Judges Sitting In A Courtroom During Trial Hearings

The Fourth Circuit Be Clowns Itself, Again

An interesting thing is happening within the circuit courts, those judges who are tired of seeing the majority rubber stamp any infringement a state wants, are speaking out.

They are taking their lead from Thomas, Van Dyke and others who have spoken up to shed light on just how badly these rogue judges are behaving.

This unorthodox procedural posture bears some explanation. After hearing the case in December 2022, the initial panel majority reached a decision and promptly circulated a draft opinion. Yet for more than a year, no dissent was circulated. The panel thus held the proposed opinion in accordance with our custom that majority and dissenting opinions be published together. A year later—as the proposed opinion sat idle—a different panel heard arguments in United States v. Price (No. 22-4609), which also involved interpreting and applying Bruen. The Price panel quickly circulated a unanimous opinion that reached a conclusion at odds with the Bianchi majority’s year-old proposed opinion. Facing two competing proposed published opinions, the Court declined to let the earlier circulated opinion control. Rather, in January 2024, we “invoked the once-extraordinary mechanism of initial-en-banc review.” Mayor of Balt. v. Azar, 799 F. App’x 193, 195–96 (4th Cir. 2020) (Richardson, J., dissenting). I hope that we will not find ourselves in this posture again soon. Cf. United States v. Gibbs, 905 F.3d 768, 770 (4th Cir. 2018) (Wynn, J., voting separately) (suggesting that majority opinions may be issued without awaiting dissenting opinions to prohibit those dissenting opinions from exercising a “pocket veto” to “deny or delay fairness and justice”).
No. 114 Dominic Bianchi v. Anthony Brown, No. 21-1255, slip op., n. 2 (4th Cir.) Richardson, dissenting.
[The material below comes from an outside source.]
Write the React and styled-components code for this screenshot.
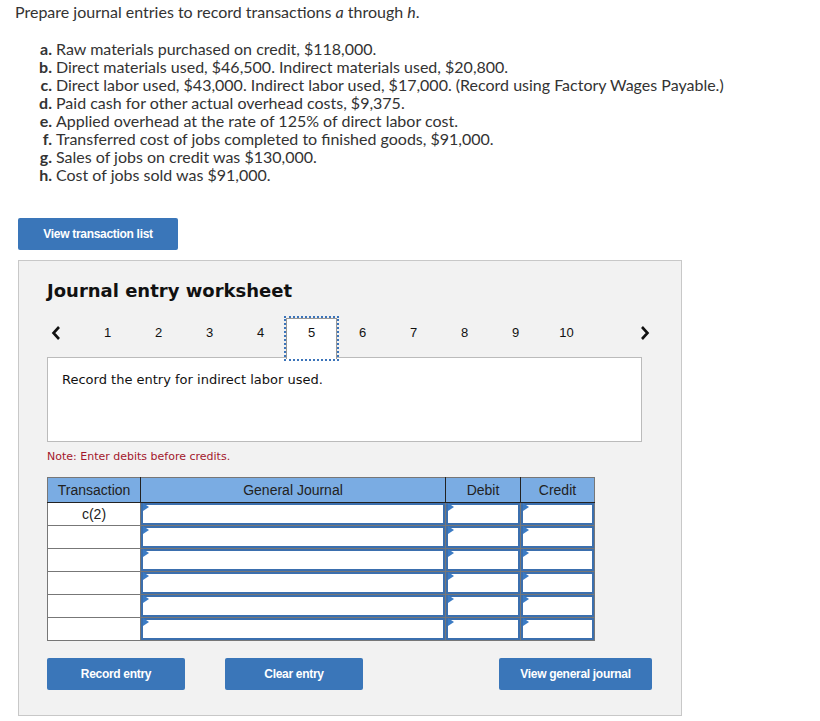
import React from "react";
import styled, { createGlobalStyle } from "styled-components";

const items = [
  ["a.", "Raw materials purchased on credit, $118,000."],
  ["b.", "Direct materials used, $46,500. Indirect materials used, $20,800."],
  ["c.", "Direct labor used, $43,000. Indirect labor used, $17,000. (Record using Factory Wages Payable.)"],
  ["d.", "Paid cash for other actual overhead costs, $9,375."],
  ["e.", "Applied overhead at the rate of 125% of direct labor cost."],
  ["f.", "Transferred cost of jobs completed to finished goods, $91,000."],
  ["g.", "Sales of jobs on credit was $130,000."],
  ["h.", "Cost of jobs sold was $91,000."],
];

const tabs = [1, 2, 3, 4, 5, 6, 7, 8, 9, 10];
const rows = ["c(2)", "", "", "", "", ""];

const App = () => (
  <Page>
    <GlobalStyle />
    <Intro>
      Prepare journal entries to record transactions <em>a</em> through <em>h</em>.
    </Intro>
    <List>
      {items.map(([letter, text]) => (
        <Item key={letter}>
          <Letter>{letter}</Letter>
          <span>{text}</span>
        </Item>
      ))}
    </List>

    <BlueButton $width={160}>View transaction list</BlueButton>

    <Worksheet>
      <Title>Journal entry worksheet</Title>
      <TabRow>
        <Arrow>
          <Chevron dir="left" />
        </Arrow>
        {tabs.map((t) => (
          <Tab key={t} $active={t === 5}>
            {t}
          </Tab>
        ))}
        <Arrow $right>
          <Chevron dir="right" />
        </Arrow>
      </TabRow>
      <Prompt>Record the entry for indirect labor used.</Prompt>
      <Note>Note: Enter debits before credits.</Note>

      <Table>
        <colgroup>
          <col style={{ width: 93 }} />
          <col style={{ width: 305 }} />
          <col style={{ width: 75 }} />
          <col style={{ width: 74 }} />
        </colgroup>
        <thead>
          <tr>
            <Th>Transaction</Th>
            <Th>General Journal</Th>
            <Th>Debit</Th>
            <Th $last>Credit</Th>
          </tr>
        </thead>
        <tbody>
          {rows.map((r, i) => (
            <tr key={i}>
              <TransCell>{r}</TransCell>
              <InputCell>
                <Field />
              </InputCell>
              <InputCell>
                <Field />
              </InputCell>
              <InputCell>
                <Field />
              </InputCell>
            </tr>
          ))}
        </tbody>
      </Table>

      <Actions>
        <BlueButton $width={138}>Record entry</BlueButton>
        <BlueButton $width={138}>Clear entry</BlueButton>
        <BlueButton $width={153} $push>
          View general journal
        </BlueButton>
      </Actions>
    </Worksheet>
  </Page>
);

const Chevron = ({ dir }) => (
  <svg width="10" height="16" viewBox="0 0 10 16">
    <path
      d={dir === "left" ? "M8 2 L2.5 8 L8 14" : "M2 2 L7.5 8 L2 14"}
      fill="none"
      stroke="#111"
      strokeWidth="2.6"
    />
  </svg>
);

export default App;

const GlobalStyle = createGlobalStyle`
  body {
    margin: 0;
    background: #fff;
  }
`;

const Page = styled.div`
  padding: 3px 0 6px 15px;
  font-family: Lato, "Liberation Sans", sans-serif;
  color: #333;
`;

const Intro = styled.p`
  margin: 0;
  font-size: 16px;
  line-height: 18px;
`;

const List = styled.div`
  margin: 19px 0 0 21px;
`;

const Item = styled.div`
  display: grid;
  grid-template-columns: 16px 1fr;
  column-gap: 4px;
  font-size: 16px;
  line-height: 18px;
`;

const Letter = styled.b`
  text-align: right;
  font-weight: 700;
`;

const BlueButton = styled.button`
  width: ${(p) => p.$width}px;
  height: 32px;
  margin: ${(p) => (p.$push ? "0 0 0 auto" : "0")};
  border: none;
  border-radius: 2px;
  background: #3a76b9;
  color: #fff;
  font-family: "Liberation Sans", Arial, sans-serif;
  font-weight: 700;
  font-size: 12px;
  letter-spacing: -0.3px;
  padding: 0;

  ${Page} > & {
    display: block;
    margin: 34px 0 0 3px;
  }
`;

const Worksheet = styled.section`
  width: 634px;
  margin: 10px 0 0 3px;
  padding: 18px 0 25px 28px;
  background: #f2f2f2;
  border: 1px solid #c8c8c8;
`;

const Title = styled.h2`
  margin: 0;
  font-family: "DejaVu Sans", Verdana, sans-serif;
  font-weight: 700;
  font-size: 18px;
  line-height: 24px;
  color: #111;
`;

const TabRow = styled.div`
  display: flex;
  align-items: flex-start;
  width: 603px;
  height: 39px;
  margin-top: 15px;
`;

const Arrow = styled.div`
  width: 35px;
  height: 30px;
  display: flex;
  align-items: center;
  justify-content: ${(p) => (p.$right ? "flex-end" : "flex-start")};
  padding-left: ${(p) => (p.$right ? "0" : "4px")};
  box-sizing: border-box;
  margin-left: ${(p) => (p.$right ? "auto" : "0")};
`;

const Tab = styled.div`
  width: 51px;
  height: 39px;
  box-sizing: border-box;
  padding-top: 7px;
  text-align: center;
  font-family: "Liberation Sans", Arial, sans-serif;
  font-size: 13px;
  line-height: 16px;
  color: #111;
  ${(p) =>
    p.$active &&
    `
    position: relative;
    z-index: 1;
    height: 41px;
    padding-top: 6px;
    background: #fff;
    border: 1px solid #999;
    border-bottom: none;
    outline: 2px dotted #3b74ba;
  `}
`;

const Prompt = styled.div`
  width: 595px;
  height: 85px;
  box-sizing: border-box;
  background: #fff;
  border: 1px solid #bbb;
  padding: 14px 0 0 14px;
  font-family: "DejaVu Sans", Tahoma, sans-serif;
  font-size: 13px;
  color: #111;
`;

const Note = styled.p`
  margin: 8px 0 0;
  font-family: "DejaVu Sans", Tahoma, sans-serif;
  font-size: 11px;
  line-height: 14px;
  color: #a3172c;
`;

const Table = styled.table`
  margin-top: 13px;
  width: 547px;
  border-collapse: collapse;
  table-layout: fixed;
  border: 1px solid #777;
  font-family: "Liberation Sans", Arial, sans-serif;
  font-size: 14px;
`;

const Th = styled.th`
  height: 24px;
  padding: 0;
  background: #7aace3;
  color: #222;
  font-weight: 400;
  border-bottom: 1px solid #222;
  border-right: 1px solid ${(p) => (p.$last ? "#777" : "#222")};
`;

const TransCell = styled.td`
  height: 22px;
  padding: 0;
  background: #fff;
  border: 1px solid #777;
  text-align: center;
  vertical-align: top;
  line-height: 22px;
  color: #222;
`;

const InputCell = styled.td`
  height: 22px;
  padding: 0;
  border: 1px solid #777;
`;

const Field = styled.div`
  position: relative;
  height: 22px;
  box-sizing: border-box;
  background: #fff;
  border: 2px solid #3b6fae;

  &::before {
    content: "";
    position: absolute;
    top: 0;
    left: 0;
    border-top: 4px solid transparent;
    border-bottom: 4px solid transparent;
    border-left: 6px solid #3b7bc4;
    margin-top: -2px;
  }
`;

const Actions = styled.div`
  display: flex;
  gap: 40px;
  width: 605px;
  margin-top: 17px;
`;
This explains the game. The majority of the Bianchi merits panel found for The People. The minority refused to write his dissent. Because of “traditions”, the merits panel did not issue their opinion, instead waiting for the dissent.

Meanwhile, the Fourth was waiting for another 2A case to show up. That would be Price.

The Price panel decided the “plain text” question was worthy of considerable attention. Since Mr. Price was charged with a criminal act, the panel decided he wasn’t a part of The People. To use their words:

Again, Bruen’s first step requires us to evaluate whether “the Second Amendment’s plain text covers an individual’s conduct.” Bruen, 597 U.S. at 24. The Bruen Court asked three questions to resolve this inquiry: (1) whether the petitioners were “part of the people whom the Second Amendment protects”; (2) whether the weapons regulated by the challenged regulation were “in common use” for a lawful purpose, in that case, “self-defense”; and (3) whether the Second Amendment protected the petitioners’ “proposed course of conduct.” Id. at 31–32 (cleaned up).
United States v. Price, No. 22-4609, slip op. at 11,12 (4th Cir.)

Boy is it cleaned up.

1) It is undisputed that petitioners Koch and Nash—two ordinary, law-abiding, adult citizens—are part of “the people” whom the Second Amendment protects.New York State Rifle & Pistol Assn., Inc. V. Bruen, 142 S.Ct. 2111 (U.S. 2022) So the fourth is going down the path that the definition of “The People” in the Second Amendment is a subset of The People as used in the rest of the Constitution.

2) In common use, was not part of “plain text”. It was a reference to Heller‘s work, which states that the state cannot ban weapons in common use.

This is essential to note and understand. A weapon that is in common use cannot be banned. This does not mean that weapons that are NOT in common use may be banned. If a weapon is not in common use, then the government bears the burden of proving that there are firearms regulation in this Nation’s history which match the modern-day infringement.

3) “Shall not be infringed?” That appears to be pretty clear-cut.

There are 84 pages of this twisting of language in Price all to get to the point where they say “The plain text of the Second Amendment does not encompass the proposed conduct.”

The gist of this argument is the self-centered arrogance of the Fourth Circuit and the Seventh Circuit. When Justice Thomas wrote: Despite the popularity of this two-step approach, it is one step too many. Step one of the predominant framework is broadly consistent with Heller, which demands a test rooted in the Second Amendment’s text, as informed by history. …id. at 10 he did not claim that any of the Circuit Courts got it right, just nearly so.

Nevertheless, the Fourth circuit believes that Justice Thomas was speaking about them as having been “broadly consistent” with Heller in the past. Since they are the exception, they must have gotten it right the last time. Thus, they are correct in thinking that “plain text” has anything to do with common use.

In common use is only of use to The People. If an arm is in common use, it cannot be banned.

In Bianchi, the Fourth issued Price first, used that to justify their “We were broadly consistent before, we still are.”

So, in the minds of the Fourth circuit court, “plain text” is a sophisticated problem requiring detail examination of the etymological meaning of each word and phrase, ignoring the Heller Court doing exactly that, for them.